## What needs to be done
In the lines below, output everything from the first line through the line containing "import React from" exactly as it is. Pictures are not part of the output.

## Interface markup and scripts
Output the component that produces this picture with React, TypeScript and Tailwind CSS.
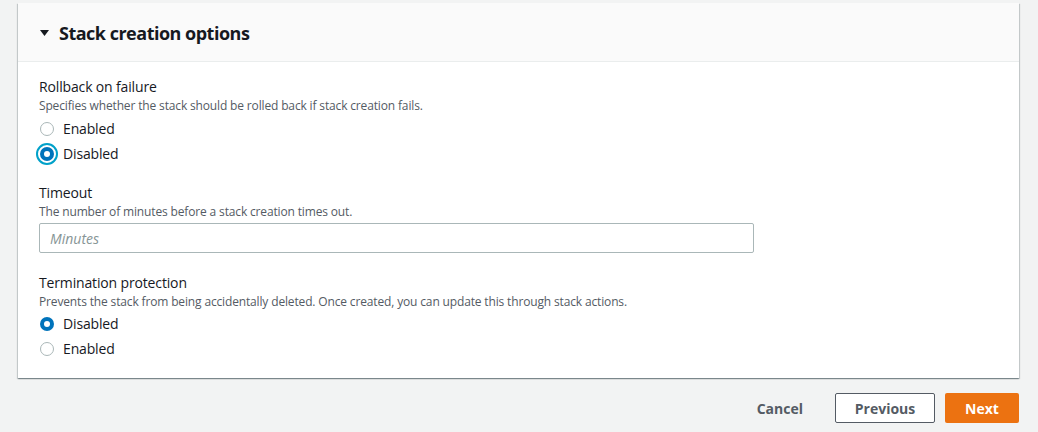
import React from "react";

function Radio({ checked, focused, label }: { checked: boolean; focused?: boolean; label: string }) {
  return (
    <label className="flex h-[25px] items-center">
      <span className="relative ml-[1px] flex h-[14px] w-[14px] items-center justify-center">
        {focused && (
          <span className="absolute -inset-[4px] rounded-full border-2 border-[#00a1c9]" />
        )}
        {checked ? (
          <span className="flex h-[14px] w-[14px] items-center justify-center rounded-full bg-[#0073bb]">
            <span className="h-[6px] w-[6px] rounded-full bg-white" />
          </span>
        ) : (
          <span className="h-[14px] w-[14px] rounded-full border border-[#aab7b8] bg-white" />
        )}
      </span>
      <span className="ml-[9px] text-[14px] leading-[22px] tracking-[-0.15px] text-[#16191f]">{label}</span>
    </label>
  );
}

function FieldLabel({ title, desc }: { title: string; desc: string }) {
  return (
    <div>
      <div className="text-[14px] leading-[22px] tracking-[-0.15px] text-[#16191f]">{title}</div>
      <div className="text-[12px] leading-[16px] tracking-[-0.15px] text-[#545b64]">{desc}</div>
    </div>
  );
}

export default function App() {
  return (
    <div
      className="min-h-[432px] w-[1038px] bg-[#f2f3f3] pl-[18px] pr-[19px] pt-[3px]"
      style={{ fontFamily: '"Open Sans", "Noto Sans", Arial, sans-serif' }}
    >
      <div className="bg-white shadow-[0_1px_1px_0_rgba(0,28,36,0.3),1px_1px_1px_0_rgba(0,28,36,0.15),-1px_1px_1px_0_rgba(0,28,36,0.15)]">
        <div className="flex h-[59px] items-center border-b border-[#eaeded] bg-[#fafafa] pl-[22px] pt-[2px]">
          <svg width="9" height="8" viewBox="0 0 9 8" className="mr-[10px]">
            <polygon points="0,1 9,1 4.5,7" fill="#16191f" />
          </svg>
          <h2 className="text-[18px] font-bold leading-[22px] tracking-[-0.5px] text-[#16191f]">Stack creation options</h2>
        </div>
        <div className="px-[21px] pb-[17px] pt-[14px]">
          <FieldLabel
            title="Rollback on failure"
            desc="Specifies whether the stack should be rolled back if stack creation fails."
          />
          <div className="mt-[2px]">
            <Radio checked={false} label="Enabled" />
            <Radio checked focused label="Disabled" />
          </div>

          <div className="mt-[16px]">
            <FieldLabel title="Timeout" desc="The number of minutes before a stack creation times out." />
            <input
              placeholder="Minutes"
              className="mt-[3px] h-[30px] w-[715px] rounded-[2px] border border-[#aab7b8] bg-white px-[10px] text-[14px] placeholder:italic placeholder:text-[#879596] outline-none"
            />
          </div>

          <div className="mt-[19px]">
            <FieldLabel
              title="Termination protection"
              desc="Prevents the stack from being accidentally deleted. Once created, you can update this through stack actions."
            />
            <div className="mt-[1px]">
              <Radio checked label="Disabled" />
              <Radio checked={false} label="Enabled" />
            </div>
          </div>
        </div>
      </div>

      <div className="mt-[15px] flex items-center justify-end">
        <button className="h-[30px] px-[20px] text-[14px] font-bold text-[#545b64]">Cancel</button>
        <button className="ml-[12px] h-[30px] w-[100px] rounded-[2px] border border-[#545b64] bg-white text-[14px] font-bold text-[#545b64]">
          Previous
        </button>
        <button className="ml-[10px] h-[30px] w-[74px] rounded-[2px] bg-[#ec7211] text-[14px] font-bold text-white">
          Next
        </button>
      </div>
    </div>
  );
}
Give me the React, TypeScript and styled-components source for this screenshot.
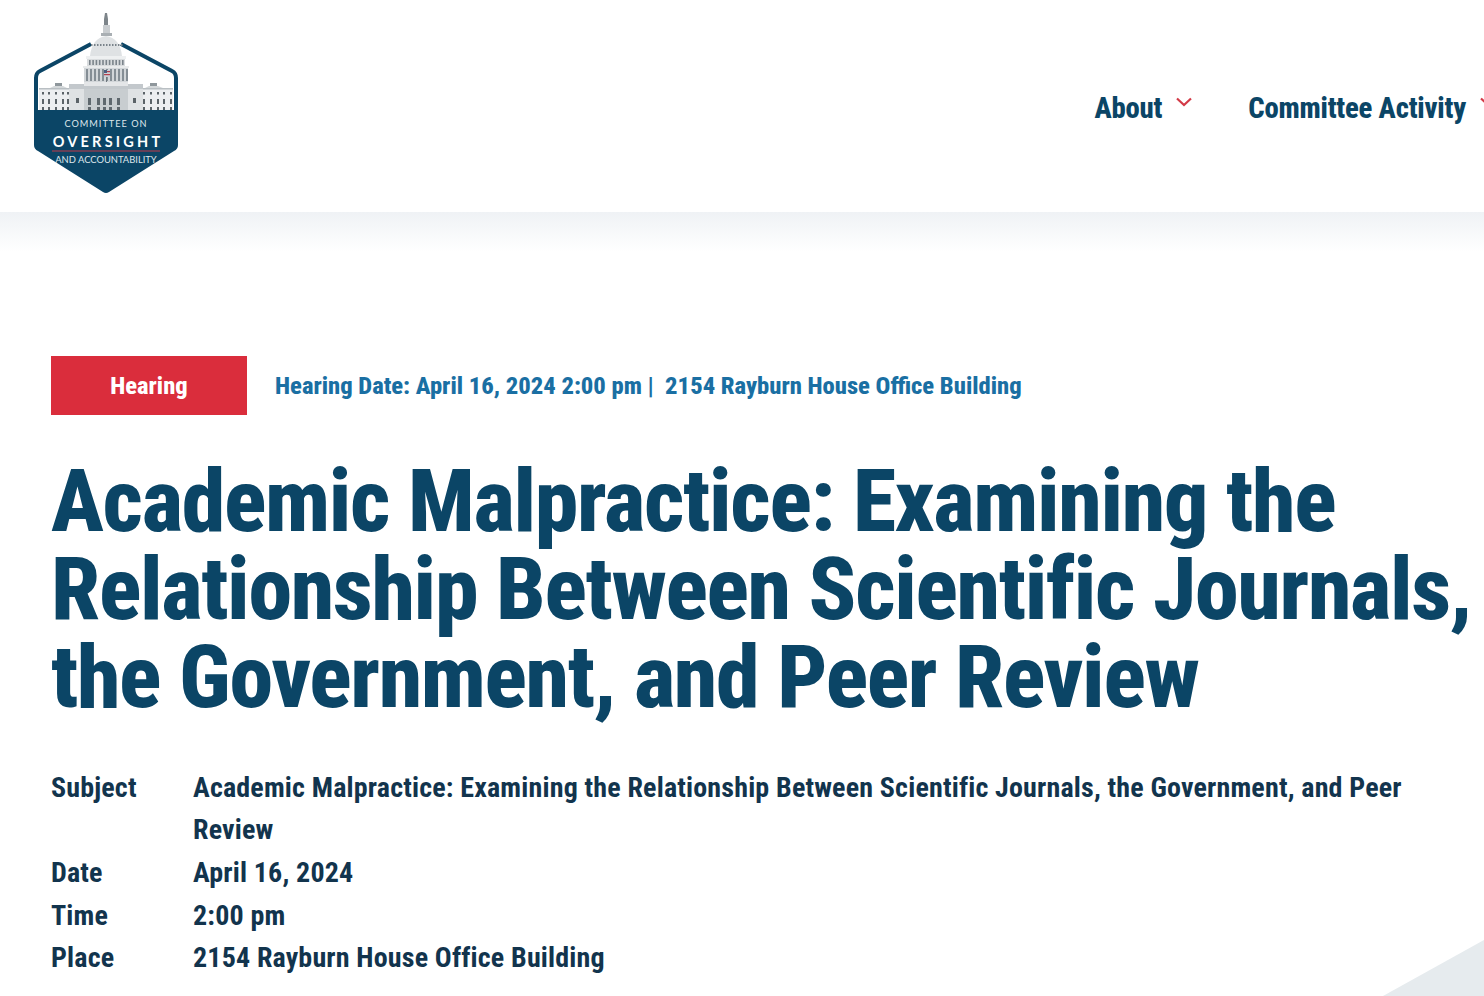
import styled, { createGlobalStyle } from 'styled-components'

const navy = '#0b4566'
const ink = '#12344d'
const red = '#da2d3c'

const GlobalStyle = createGlobalStyle`
  html, body {
    margin: 0;
    padding: 0;
    width: 1484px;
    height: 996px;
    overflow: hidden;
    background: #fff;
    font-family: Roboto, "Liberation Sans", sans-serif;
    font-stretch: 75%;
  }
  * { box-sizing: border-box; }
`

const Page = styled.div`
  position: relative;
  width: 1484px;
  height: 996px;
  overflow: hidden;
`

const Header = styled.header`
  height: 212px;
  padding: 13px 0 0 33px;
  display: flex;
  justify-content: space-between;
  background: #fff;
`

const Nav = styled.nav`
  display: flex;
  flex-wrap: nowrap;
  gap: 56px;
  padding-top: 77px;
  margin-right: -12px;
`

const NavItem = styled.a`
  display: flex;
  gap: 14px;
  height: 36px;
  font-size: 28.7px;
  line-height: 36px;
  font-weight: 800;
  letter-spacing: -0.2px;
  color: ${navy};
  white-space: nowrap;
`

const HeaderFade = styled.div`
  height: 40px;
  background: linear-gradient(#eff2f5, #fff);
`

const Main = styled.main`
  padding: 104px 0 0 51px;
`

const Meta = styled.div`
  display: flex;
  align-items: center;
  gap: 28px;
`

const Badge = styled.span`
  width: 196px;
  height: 59px;
  display: flex;
  align-items: center;
  justify-content: center;
  background: ${red};
  color: #fff;
  font-size: 24.5px;
  font-weight: 800;
`

const MetaText = styled.span`
  font-size: 24.6px;
  font-weight: 800;
  color: #1a6fa3;
  white-space: pre;
`

const Title = styled.h1`
  margin: 42px 0 0;
  font-size: 88px;
  line-height: 88px;
  font-weight: 800;
  letter-spacing: -1.32px;
  color: ${navy};
  white-space: nowrap;
`

const Details = styled.dl`
  margin: 45.8px 0 0;
  display: grid;
  grid-template-columns: 142px 1230px;
  font-size: 28px;
  line-height: 42.6px;
  font-weight: 700;
  letter-spacing: 0.17px;
  color: ${ink};
`

const Term = styled.dt`
  margin: 0;
`

const Value = styled.dd`
  margin: 0;
`

const Corner = styled.svg`
  position: absolute;
  right: 0;
  bottom: 0;
`

const columns = (from: number, to: number, step: number) => {
  const xs: number[] = []
  for (let x = from; x <= to; x += step) xs.push(x)
  return xs
}

const wingWindows = [9, 15, 22, 29, 34, 110, 117, 124, 130, 137]

const Logo = () => (
  <svg width="146" height="182" viewBox="0 0 146 182">
    <path d="M58 31 L7 58 Q3 60 3 65 L3 100 M88 31 L139 58 Q143 60 143 65 L143 100" fill="none" stroke="#0b4566" strokeWidth="4" />
    <path d="M1 97 H145 V132 Q145 136 141 138 L76 179 Q73 181 70 179 L5 138 Q1 136 1 132 Z" fill="#0b4566" />

    {/* capitol: dome */}
    <path d="M72 0 h2 l1 6 v6 h-4 v-6 Z" fill="#7d858a" />
    <rect x="70" y="12" width="7" height="10" fill="#c9cdd0" />
    <rect x="68" y="20" width="11" height="3" fill="#a9afb3" />
    <path d="M57 43 Q59 25 73 23 Q87 25 89 43 Z" fill="#dfe2e4" />
    {columns(58, 88, 3).map((x) => (
      <rect key={x} x={x} y="31" width="1.500" height="2" fill="#79828a" />
    ))}
    <rect x="53" y="43" width="40" height="3" fill="#eef0f1" />
    <rect x="54" y="46" width="38" height="7" fill="#d9dcde" />
    {columns(56, 90, 3.300).map((x) => (
      <rect key={x} x={x} y="47" width="1.600" height="5" fill="#7b848b" />
    ))}
    <rect x="50" y="53" width="46" height="2" fill="#e9ebec" />
    <rect x="51" y="55" width="44" height="14" fill="#d2d6d9" />
    {columns(53, 93, 4).map((x) => (
      <rect key={x} x={x} y="56" width="2" height="12" fill="#858e95" />
    ))}
    <rect x="71" y="57" width="6" height="7" fill="#c9ced6" />
    <rect x="71" y="57" width="3" height="3" fill="#4b5d80" />
    <rect x="74" y="58" width="3" height="1.200" fill="#b5404c" />
    <rect x="71" y="61" width="6" height="1.200" fill="#b5404c" />
    <rect x="73" y="64" width="1" height="6" fill="#6f787f" />

    {/* capitol: wings and centre block */}
    <rect x="6" y="76" width="134" height="21" fill="#eceef0" />
    <rect x="6" y="75" width="134" height="1.500" fill="#b9bfc3" />
    <path d="M17 75 L21 73 H30 L34 75 Z M112 75 L116 73 H125 L130 75 Z" fill="#d4d8da" />
    <rect x="22" y="70" width="7" height="3" fill="#8f979c" />
    <rect x="117" y="70" width="7" height="3" fill="#8f979c" />
    <rect x="36" y="71" width="74" height="5" fill="#c3c8cc" />
    <rect x="51" y="69" width="44" height="4" fill="#e4e6e8" />
    <rect x="36" y="76" width="74" height="21" fill="#dfe2e4" />
    <rect x="51" y="76" width="44" height="21" fill="#c8cdd0" />
    {wingWindows.map((x) => (
      <rect key={x} x={x} y="79" width="2" height="2.500" fill="#5b6368" />
    ))}
    {wingWindows.map((x) => (
      <rect key={x} x={x} y="86" width="2" height="5" fill="#5b6368" />
    ))}
    {wingWindows.map((x) => (
      <rect key={x} x={x} y="94" width="2" height="3" fill="#5b6368" />
    ))}
    {[55, 64, 70, 76, 84].map((x) => (
      <rect key={x} x={x} y="85" width="3" height="7" fill="#5f686e" />
    ))}
    {[55, 64, 70, 76, 84].map((x) => (
      <rect key={x} x={x} y="94" width="3" height="3" fill="#5f686e" />
    ))}
    <rect x="43" y="85" width="3" height="5" fill="#5b6368" />
    <rect x="100" y="85" width="3" height="5" fill="#5b6368" />

    <text x="73" y="114" textAnchor="middle" fontFamily="Lato, sans-serif" fontSize="9.200" letterSpacing="1" fill="#dfe7ec" style={{ fontStretch: '100%' }}>COMMITTEE ON</text>
    <text x="75" y="133.500" textAnchor="middle" fontFamily="Lato, sans-serif" fontSize="14.500" fontWeight="700" letterSpacing="3.200" fill="#fff" style={{ fontStretch: '100%' }}>OVERSIGHT</text>
    <rect x="19" y="137.500" width="108" height="1" fill="#c23a48" />
    <text x="73" y="150" textAnchor="middle" fontFamily="Lato, sans-serif" fontSize="9.400" fill="#dfe7ec" style={{ fontStretch: '100%' }}>AND ACCOUNTABILITY</text>
  </svg>
)

const Chevron = () => (
  <svg width="16" height="24" viewBox="0 0 16 24">
    <path d="M1 8.500 L8 15 L15 8.500" fill="none" stroke="#d33a47" strokeWidth="2.200" />
  </svg>
)

export default function App() {
  return (
    <Page>
      <GlobalStyle />
      <Header>
        <Logo />
        <Nav>
          <NavItem>About<Chevron /></NavItem>
          <NavItem>Committee Activity<Chevron /></NavItem>
        </Nav>
      </Header>
      <HeaderFade />
      <Main>
        <Meta>
          <Badge>Hearing</Badge>
          <MetaText>Hearing Date: April 16, 2024 2:00 pm |  2154 Rayburn House Office Building</MetaText>
        </Meta>
        <Title>
          Academic Malpractice: Examining the<br />
          Relationship Between Scientific Journals,<br />
          the Government, and Peer Review
        </Title>
        <Details>
          <Term>Subject</Term>
          <Value>Academic Malpractice: Examining the Relationship Between Scientific Journals, the Government, and Peer Review</Value>
          <Term>Date</Term>
          <Value>April 16, 2024</Value>
          <Term>Time</Term>
          <Value>2:00 pm</Value>
          <Term>Place</Term>
          <Value>2154 Rayburn House Office Building</Value>
        </Details>
      </Main>
      <Corner width="101" height="56" viewBox="0 0 101 56">
        <path d="M0 56 L101 0 V56 Z" fill="#e6ebee" />
      </Corner>
    </Page>
  )
}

## Answer for the task
Output the component that produces this picture with React, TypeScript and Tailwind CSS.
import React from "react";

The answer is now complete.